Tess: February 14, Valentine’s Day this 2016, fell on a Sunday, so The Feast gave out long-stemmed roses to the ladies. The Couples Ministry also held a Valentine’s Day fellowship prior and also gave roses to the ladies. That Sunday, I had two beautiful, fragrant red roses. But the best treat was going out on a date with Nick again, our first for a long while.
Nick: We are ever grateful for The Feast. I’ve learned a lot from the life-changing talks. It’s also great to find acceptance and support from our Light Group.
Soon, by God’s grace, I got a job as safety officer at a cousin’s firm. While it is a blessing to be working again, my job also became a hindrance to my attending the prayer gathering weekly. But The Feast has made such an impact in my life that I cannot go on without hearing Mass and listening to the talks. So sometimes, I ask for a change of my work schedule so I can be with my wife in our faith community on a Sunday.

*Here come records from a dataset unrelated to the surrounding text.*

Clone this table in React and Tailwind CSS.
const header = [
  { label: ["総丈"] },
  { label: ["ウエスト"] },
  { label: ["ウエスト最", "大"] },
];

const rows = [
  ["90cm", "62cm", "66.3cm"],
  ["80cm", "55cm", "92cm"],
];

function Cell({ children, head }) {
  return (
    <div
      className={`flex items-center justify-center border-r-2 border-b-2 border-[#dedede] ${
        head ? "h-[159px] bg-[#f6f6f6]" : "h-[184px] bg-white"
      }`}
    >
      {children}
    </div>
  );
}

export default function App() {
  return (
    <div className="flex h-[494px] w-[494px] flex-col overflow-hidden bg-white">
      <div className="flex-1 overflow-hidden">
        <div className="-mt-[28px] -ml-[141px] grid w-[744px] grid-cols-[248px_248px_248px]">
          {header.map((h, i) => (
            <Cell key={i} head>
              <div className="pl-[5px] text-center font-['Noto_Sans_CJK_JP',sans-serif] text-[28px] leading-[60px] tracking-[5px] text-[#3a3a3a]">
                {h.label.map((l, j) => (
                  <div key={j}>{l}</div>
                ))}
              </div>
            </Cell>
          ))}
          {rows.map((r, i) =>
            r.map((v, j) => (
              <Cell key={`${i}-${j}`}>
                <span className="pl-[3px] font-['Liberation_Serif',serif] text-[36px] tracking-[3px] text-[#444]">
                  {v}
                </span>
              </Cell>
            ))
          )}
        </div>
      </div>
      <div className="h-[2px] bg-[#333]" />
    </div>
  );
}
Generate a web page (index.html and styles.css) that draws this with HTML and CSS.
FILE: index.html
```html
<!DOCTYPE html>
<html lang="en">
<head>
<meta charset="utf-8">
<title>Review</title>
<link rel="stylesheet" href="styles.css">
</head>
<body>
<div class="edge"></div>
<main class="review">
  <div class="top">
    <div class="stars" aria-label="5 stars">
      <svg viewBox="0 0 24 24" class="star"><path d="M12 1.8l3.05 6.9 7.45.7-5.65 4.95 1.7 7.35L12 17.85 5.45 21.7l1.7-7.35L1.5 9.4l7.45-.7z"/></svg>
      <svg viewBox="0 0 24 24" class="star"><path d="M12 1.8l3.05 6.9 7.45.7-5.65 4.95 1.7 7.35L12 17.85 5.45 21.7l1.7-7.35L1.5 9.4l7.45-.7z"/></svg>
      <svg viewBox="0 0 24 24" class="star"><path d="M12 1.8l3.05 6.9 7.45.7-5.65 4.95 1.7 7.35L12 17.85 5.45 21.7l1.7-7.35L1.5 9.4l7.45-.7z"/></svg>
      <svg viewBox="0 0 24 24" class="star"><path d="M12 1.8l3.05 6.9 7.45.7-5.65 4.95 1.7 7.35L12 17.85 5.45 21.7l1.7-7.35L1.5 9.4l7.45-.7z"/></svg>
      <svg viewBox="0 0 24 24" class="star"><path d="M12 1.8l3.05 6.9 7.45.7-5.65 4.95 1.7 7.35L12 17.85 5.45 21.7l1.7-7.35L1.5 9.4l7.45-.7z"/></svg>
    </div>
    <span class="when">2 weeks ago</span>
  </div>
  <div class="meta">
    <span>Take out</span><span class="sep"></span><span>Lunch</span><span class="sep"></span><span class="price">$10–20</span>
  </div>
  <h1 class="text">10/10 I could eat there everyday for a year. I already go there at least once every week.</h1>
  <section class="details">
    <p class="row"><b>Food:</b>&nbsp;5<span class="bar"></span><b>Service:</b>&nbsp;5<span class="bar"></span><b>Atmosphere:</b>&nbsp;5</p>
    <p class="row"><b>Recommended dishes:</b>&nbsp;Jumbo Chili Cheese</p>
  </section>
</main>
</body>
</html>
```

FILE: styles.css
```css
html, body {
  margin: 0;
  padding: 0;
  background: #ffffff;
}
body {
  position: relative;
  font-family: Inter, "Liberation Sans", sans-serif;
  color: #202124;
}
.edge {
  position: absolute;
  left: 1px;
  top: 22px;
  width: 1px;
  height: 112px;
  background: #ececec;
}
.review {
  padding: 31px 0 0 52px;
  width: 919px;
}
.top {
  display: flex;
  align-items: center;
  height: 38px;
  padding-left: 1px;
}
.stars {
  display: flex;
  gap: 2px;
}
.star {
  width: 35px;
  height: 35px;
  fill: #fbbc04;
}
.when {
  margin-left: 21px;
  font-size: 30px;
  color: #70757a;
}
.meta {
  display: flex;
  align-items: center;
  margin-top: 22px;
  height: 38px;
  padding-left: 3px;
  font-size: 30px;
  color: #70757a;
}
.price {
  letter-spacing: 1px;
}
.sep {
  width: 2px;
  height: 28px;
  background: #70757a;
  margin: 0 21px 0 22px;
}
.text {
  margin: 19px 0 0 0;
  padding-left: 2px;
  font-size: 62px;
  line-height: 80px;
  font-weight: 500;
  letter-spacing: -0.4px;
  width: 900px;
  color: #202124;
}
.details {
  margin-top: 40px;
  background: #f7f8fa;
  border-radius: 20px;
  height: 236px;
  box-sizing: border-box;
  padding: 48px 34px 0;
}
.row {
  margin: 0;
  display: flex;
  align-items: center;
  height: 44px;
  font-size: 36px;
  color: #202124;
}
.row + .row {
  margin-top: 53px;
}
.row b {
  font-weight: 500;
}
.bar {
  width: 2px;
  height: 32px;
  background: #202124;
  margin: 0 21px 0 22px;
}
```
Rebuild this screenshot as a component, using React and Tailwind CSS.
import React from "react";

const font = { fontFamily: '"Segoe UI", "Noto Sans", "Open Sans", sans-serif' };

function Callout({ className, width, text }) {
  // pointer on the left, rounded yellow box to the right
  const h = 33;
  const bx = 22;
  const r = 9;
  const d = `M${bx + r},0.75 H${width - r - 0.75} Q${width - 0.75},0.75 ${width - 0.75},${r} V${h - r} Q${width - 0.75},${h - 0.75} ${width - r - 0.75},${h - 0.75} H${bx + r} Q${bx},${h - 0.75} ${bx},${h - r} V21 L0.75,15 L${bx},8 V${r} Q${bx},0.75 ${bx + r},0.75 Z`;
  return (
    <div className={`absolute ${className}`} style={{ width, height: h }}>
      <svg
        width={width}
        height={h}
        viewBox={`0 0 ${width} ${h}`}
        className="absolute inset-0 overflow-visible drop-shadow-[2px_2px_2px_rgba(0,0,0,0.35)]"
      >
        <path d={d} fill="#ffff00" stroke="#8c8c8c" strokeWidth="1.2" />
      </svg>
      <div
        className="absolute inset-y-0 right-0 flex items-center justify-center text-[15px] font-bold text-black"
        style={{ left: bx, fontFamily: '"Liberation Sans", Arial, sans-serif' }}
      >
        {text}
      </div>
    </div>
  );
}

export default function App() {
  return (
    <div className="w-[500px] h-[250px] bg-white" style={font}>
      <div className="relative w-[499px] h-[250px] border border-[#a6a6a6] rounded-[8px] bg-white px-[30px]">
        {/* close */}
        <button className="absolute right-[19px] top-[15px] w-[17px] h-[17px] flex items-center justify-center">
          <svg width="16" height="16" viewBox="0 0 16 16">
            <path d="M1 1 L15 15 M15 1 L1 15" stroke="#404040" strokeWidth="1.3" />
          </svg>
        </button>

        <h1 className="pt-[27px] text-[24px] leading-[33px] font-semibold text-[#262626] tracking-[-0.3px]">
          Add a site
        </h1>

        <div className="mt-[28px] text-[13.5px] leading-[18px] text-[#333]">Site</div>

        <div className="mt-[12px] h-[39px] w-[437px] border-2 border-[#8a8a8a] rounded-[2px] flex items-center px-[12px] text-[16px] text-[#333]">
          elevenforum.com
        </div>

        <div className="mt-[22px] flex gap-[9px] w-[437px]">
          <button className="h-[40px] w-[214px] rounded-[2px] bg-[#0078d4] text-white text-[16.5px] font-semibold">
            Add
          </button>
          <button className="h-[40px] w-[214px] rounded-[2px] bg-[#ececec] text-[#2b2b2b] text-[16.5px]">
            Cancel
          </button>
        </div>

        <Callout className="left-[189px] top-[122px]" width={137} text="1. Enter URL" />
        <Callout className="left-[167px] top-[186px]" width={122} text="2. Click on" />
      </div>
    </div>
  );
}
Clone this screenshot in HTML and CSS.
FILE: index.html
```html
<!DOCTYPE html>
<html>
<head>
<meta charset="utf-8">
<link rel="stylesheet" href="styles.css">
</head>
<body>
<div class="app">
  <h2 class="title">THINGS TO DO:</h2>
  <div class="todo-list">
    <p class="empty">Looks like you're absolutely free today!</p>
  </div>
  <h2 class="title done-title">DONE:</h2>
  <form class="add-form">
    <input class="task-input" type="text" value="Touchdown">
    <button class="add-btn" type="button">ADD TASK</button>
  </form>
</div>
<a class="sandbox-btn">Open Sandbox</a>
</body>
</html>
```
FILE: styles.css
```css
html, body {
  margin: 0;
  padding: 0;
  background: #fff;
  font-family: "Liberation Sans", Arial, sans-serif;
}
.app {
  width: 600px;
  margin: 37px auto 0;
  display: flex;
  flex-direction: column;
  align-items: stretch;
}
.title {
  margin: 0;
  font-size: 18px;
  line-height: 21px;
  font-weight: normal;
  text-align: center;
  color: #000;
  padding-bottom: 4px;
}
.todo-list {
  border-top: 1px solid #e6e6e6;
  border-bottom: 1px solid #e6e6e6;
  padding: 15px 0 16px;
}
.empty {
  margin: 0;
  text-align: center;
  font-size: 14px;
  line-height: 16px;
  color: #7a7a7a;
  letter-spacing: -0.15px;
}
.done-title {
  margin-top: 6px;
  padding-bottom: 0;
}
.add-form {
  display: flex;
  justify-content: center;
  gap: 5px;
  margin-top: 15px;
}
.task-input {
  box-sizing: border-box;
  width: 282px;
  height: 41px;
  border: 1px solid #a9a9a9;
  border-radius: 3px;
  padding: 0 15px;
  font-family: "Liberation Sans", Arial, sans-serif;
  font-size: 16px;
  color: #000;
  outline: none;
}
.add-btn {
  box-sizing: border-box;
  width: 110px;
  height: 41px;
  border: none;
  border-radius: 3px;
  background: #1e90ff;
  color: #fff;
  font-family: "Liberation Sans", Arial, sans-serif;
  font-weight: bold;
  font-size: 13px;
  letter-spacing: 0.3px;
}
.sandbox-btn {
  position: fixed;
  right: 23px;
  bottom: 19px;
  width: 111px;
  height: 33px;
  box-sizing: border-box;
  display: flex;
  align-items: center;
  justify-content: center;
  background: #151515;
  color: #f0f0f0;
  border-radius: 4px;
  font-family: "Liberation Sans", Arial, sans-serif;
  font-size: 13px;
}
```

Tess: By the way, as I said, I so ranted about my husband’s infidelity in front of our son that he harboured hatred against his father too— to the point that he hardly called his father Papa, and instead simply referred to him as The Other One in our conversations.
In March 2015, our began to work in Saudi Arabia. Before he left, I tried to persuade him to make amends with his father.
I told him, “Your Papa may had been unfaithful to me but he was always a good father to you.”
But our son left us still angry with his father.
The Number 2 Dream I wrote on my copy of the Novena to God’s Love was for my son to be reconciled with his father.
On December 1, 2015, my birthday, God granted my other prayer.
Our son called me up long distance to greet me Happy Birthday. After our usual chitchat, he asked to speak to his father— the first time he did so since he left for Saudi. The two spoke for about an hour. My heart swelled with happiness.
Our son has also joined a faith community in Saudi and he always encourages us to keep attending The Feast.
Yes, God is healing the three of us all at the same time. We are back as Catholics in the true sense of our beloved Faith.